Edwards made back-to-back 3s to make it 74-56 with 3:41 left and Purdue was on its way to play for a title.

Isaac Haas, the 7-2 center, added 17 points and seven rebounds for Purdue.

With Carr struggling, Penn State could not keep up. He picked up a third foul in the second half, a push off call that caused Penn State coach Pat Chambers to draw a technical.

"I think they were very physical," Chambers said. "Obviously that's why I felt like I needed to get T'd up, my first T in a long, long time."

Big Picture
Penn State: The Nittany Lions had a chance to work their way into the conversation for an NCAA at-large bid by beating Purdue, but now Penn State seems like a long shot at best. Chambers is still hopefully.
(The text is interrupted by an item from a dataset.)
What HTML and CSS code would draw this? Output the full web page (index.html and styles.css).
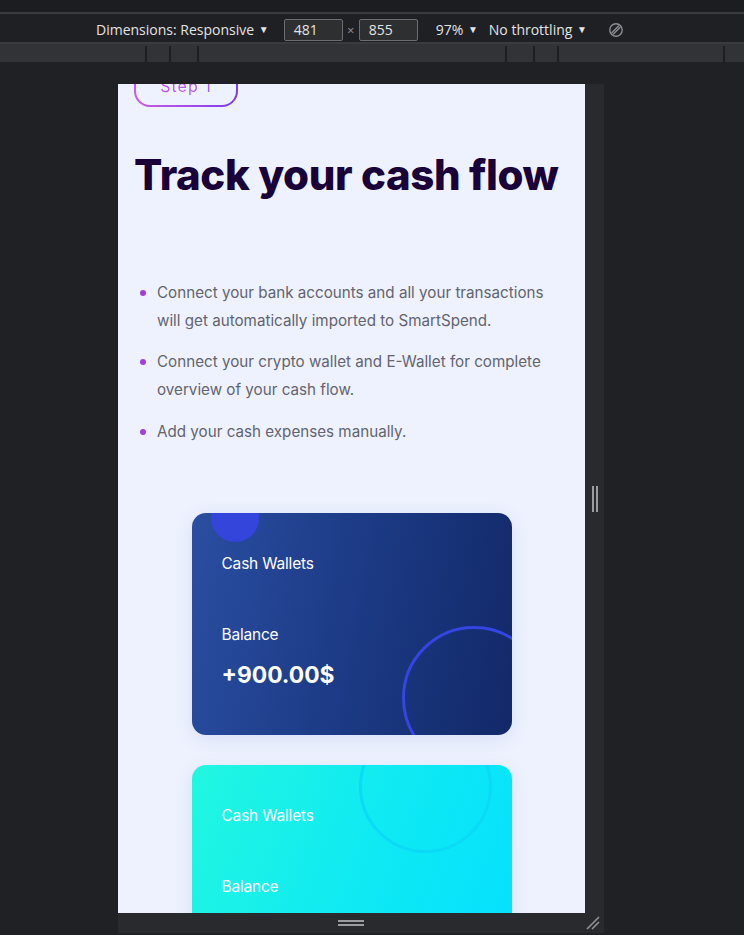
FILE: index.html
```html
<!DOCTYPE html>
<html lang="en">
<head>
<meta charset="utf-8">
<title>Track your cash flow</title>
<link rel="stylesheet" href="styles.css">
</head>
<body>
<div class="topstrip"></div>
<div class="toolbar">
  <span class="tb-item tb-dim">Dimensions: Responsive <span class="caret">▼</span></span>
  <span class="tb-input">481</span>
  <span class="tb-x">×</span>
  <span class="tb-input">855</span>
  <span class="tb-item tb-zoom">97% <span class="caret">▼</span></span>
  <span class="tb-item tb-throt">No throttling <span class="caret">▼</span></span>
  <svg class="tb-icon" width="16" height="16" viewBox="0 0 16 16"><circle cx="8" cy="8" r="6.2" fill="none" stroke="#8a8d91" stroke-width="1.4"/><path d="M3.6 11 L11 3.6 M5 12.4 L12.4 5" stroke="#8a8d91" stroke-width="1.4" fill="none"/></svg>
</div>
<div class="ruler">
  <span class="rseg s1"></span><span class="rseg s2"></span><span class="rseg s3"></span><span class="rseg s4"></span><span class="rseg s5"></span><span class="rseg s6"></span><span class="rseg s7"></span><span class="rseg s8"></span>
</div>
<div class="stage">
  <div class="device">
    <div class="viewport">
      <div class="page">
        <div class="step"><span class="step-text">Step 1</span></div>
        <h1 class="title">Track your cash flow</h1>
        <ul class="points">
          <li>Connect your bank accounts and all your transactions will get automatically imported to SmartSpend.</li>
          <li>Connect your crypto wallet and E-Wallet for complete overview of your cash flow.</li>
          <li>Add your cash expenses manually.</li>
        </ul>
        <div class="cards">
          <div class="card card-dark">
            <span class="blob"></span>
            <span class="ring ring-dark"></span>
            <div class="card-label">Cash Wallets</div>
            <div class="card-bal">Balance</div>
            <div class="card-amt">+900.00$</div>
          </div>
          <div class="card card-cyan">
            <span class="ring ring-cyan"></span>
            <div class="card-label">Cash Wallets</div>
            <div class="card-bal">Balance</div>
            <div class="card-amt">+900.00$</div>
          </div>
        </div>
      </div>
    </div>
    <div class="vbar"><span class="vgrip"></span></div>
    <div class="hbar">
      <span class="hgrip"></span>
      <svg class="corner" width="14" height="14" viewBox="0 0 14 14"><path d="M1 13 L13 1 M6 13 L13 6" stroke="#8f9296" stroke-width="1.6" fill="none"/></svg>
    </div>
  </div>
</div>
</body>
</html>
```
FILE: styles.css
```css
* { box-sizing: border-box; }
html, body { margin: 0; padding: 0; }
body {
  width: 744px;
  height: 935px;
  overflow: hidden;
  background: #202124;
  font-family: "Open Sans", "Noto Sans", sans-serif;
}
.topstrip {
  height: 14px;
  background: #1c1d20;
  border-bottom: 2px solid #3a3b3f;
}
.toolbar {
  height: 30px;
  background: #1f2023;
  border-bottom: 2px solid #3a3b3f;
  display: flex;
  align-items: center;
  padding-left: 96px;
  padding-top: 3px;
  color: #e3e3e3;
  font-size: 14px;
}
.tb-item { white-space: nowrap; }
.caret { font-size: 10px; vertical-align: 2px; margin-left: 1px; }
.tb-dim { margin-right: 15px; }
.tb-input {
  width: 59px;
  height: 22px;
  border: 1px solid #6b6d70;
  border-radius: 2px;
  background: #2e2f31;
  padding-left: 9px;
  line-height: 20px;
}
.tb-x { color: #8d8f93; width: 16px; text-align: center; font-size: 13px; }
.tb-zoom { margin-left: 18px; margin-right: 11px; }
.tb-icon { margin-left: 21px; }
.ruler {
  height: 18px;
  background: #323336;
  display: flex;
  padding-top: 2px;
}
.rseg { height: 16px; border-right: 2px solid #1d1e20; }
.s1 { width: 147px; } .s2 { width: 24px; } .s3 { width: 28px; } .s4 { width: 308px; }
.s5 { width: 28px; } .s6 { width: 24px; } .s7 { width: 166px; } .s8 { flex: 1; border-right: 0; }
.stage { padding: 22px 0 0 118px; }
.device {
  display: grid;
  grid-template-columns: 467px 19px;
  grid-template-rows: 829px 20px;
}
.viewport {
  background: #eef2fe;
  overflow: hidden;
  font-family: "Inter", "Roboto", sans-serif;
}
.page { padding: 0 16px; margin-top: -19px; }
.step {
  display: inline-flex;
  align-items: center;
  justify-content: center;
  width: 104px;
  height: 42px;
  border-radius: 16px;
  border: 2px solid transparent;
  background: linear-gradient(#eef2fe, #eef2fe) padding-box, linear-gradient(90deg, #cc5ae6, #7d3de6) border-box;
}
.step-text {
  font-family: "Inter", sans-serif;
  font-size: 16px;
  letter-spacing: 1px;
  background: linear-gradient(90deg, #c855e4, #9a62ee);
  -webkit-background-clip: text;
  background-clip: text;
  color: transparent;
}
.title {
  margin: 43px 0 0;
  font-family: "Inter", sans-serif;
  font-weight: 800;
  font-size: 42px;
  line-height: 50px;
  letter-spacing: -0.4px;
  color: #19013a;
}
.points {
  margin: 79px 0 0;
  padding: 0 0 0 23px;
  list-style: none;
  color: #62646f;
  font-family: "Inter", sans-serif;
  font-size: 15.2px;
  line-height: 28px;
  width: 420px;
}
.points li { position: relative; margin-bottom: 13px; }
.points li:nth-child(2) { margin-bottom: 14px; }
.points li::before {
  content: "";
  position: absolute;
  left: -17px;
  top: 11px;
  width: 6px;
  height: 6px;
  border-radius: 50%;
  background: #a040d6;
}
.cards {
  margin-top: 67px;
  display: flex;
  flex-direction: column;
  align-items: center;
  gap: 30px;
}
.card {
  position: relative;
  overflow: hidden;
  width: 320px;
  height: 222px;
  border-radius: 14px;
  padding: 41px 30px 0;
  color: #ffffff;
  box-shadow: 0 4px 18px rgba(70, 90, 210, 0.13);
}
.card-dark { background: linear-gradient(100deg, #2a4ea1 0%, #1c3a85 50%, #122968 100%); }
.card-cyan { background: linear-gradient(110deg, #22f7e0 0%, #10eaf2 50%, #04e0ff 100%); }
.blob {
  position: absolute;
  left: 19px;
  top: -19px;
  width: 48px;
  height: 48px;
  border-radius: 50%;
  background: #3445dc;
}
.ring { position: absolute; border-radius: 50%; }
.ring-dark { left: 210px; top: 113px; width: 144px; height: 144px; border: 3px solid #3445e2; }
.ring-cyan { left: 167px; top: -45px; width: 133px; height: 133px; border: 3px solid #0bdaf7; }
.card-label, .card-bal { position: relative; font-family: "Inter", sans-serif; font-size: 15.5px; line-height: 20px; letter-spacing: -0.2px; }
.card-bal { margin-top: 51px; }
.card-amt { position: relative; margin-top: 16px; font-family: "Inter", sans-serif; font-weight: 700; font-size: 22.8px; line-height: 28px; }
.vbar {
  background: #292a2d;
  display: flex;
  justify-content: center;
  padding-top: 402px;
}
.vgrip {
  width: 6px;
  height: 26px;
  border-left: 2px solid #9a9ca0;
  border-right: 2px solid #9a9ca0;
}
.hbar {
  grid-column: 1 / 3;
  background: #292a2d;
  display: flex;
  align-items: center;
  padding-left: 220px;
  padding-right: 4px;
}
.hgrip {
  width: 26px;
  height: 6px;
  border-top: 2px solid #9a9ca0;
  border-bottom: 2px solid #9a9ca0;
}
.corner { margin-left: auto; }
```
"Well, I'm an optimist," he said. "We have NCAA Tournament talent."

Purdue: The Boilermakers hit a rough patch losing three straight close games in early February to Ohio State, Michigan State and Wisconsin, but an argument can be made that they have been the Big Ten's most consistent team this season.

"We had an opportunity to win the Big Ten regular season. We kind of gave that away," said Thompson, one of four senior starters. "But we still had a goal of winning a Big Ten championship on our list before the season started and we put ourselves in position to be able to do that tomorrow."

Purdue does most everything well, except rebound. A night after giving up 17 offensive boards to Rutgers, the Boilermakers allowed 16 rebounds to Penn State.

Shep Shooter
Garner went 4 for 5 from 3-point range, including a four-point play, to carry Penn State in the first half. The Nittany Lions led much of the way, but Edwards made a 3 for Purdue with 2 seconds left in the half to send the Boilermakers to the break ahead 33-31.

Up Next
Penn State: An NIT bid is likely coming the Nittany Lions way, though the big question beyond March is whether Carr returns for another season or heads to the NBA draft.

Purdue: The Boilermakers swept the Wolverines in two games decided by a combined five points.

"Just a really skilled offensive team," Carsen Edwards said. "They have a lot of options. For us it's going to come down to defense and getting stops."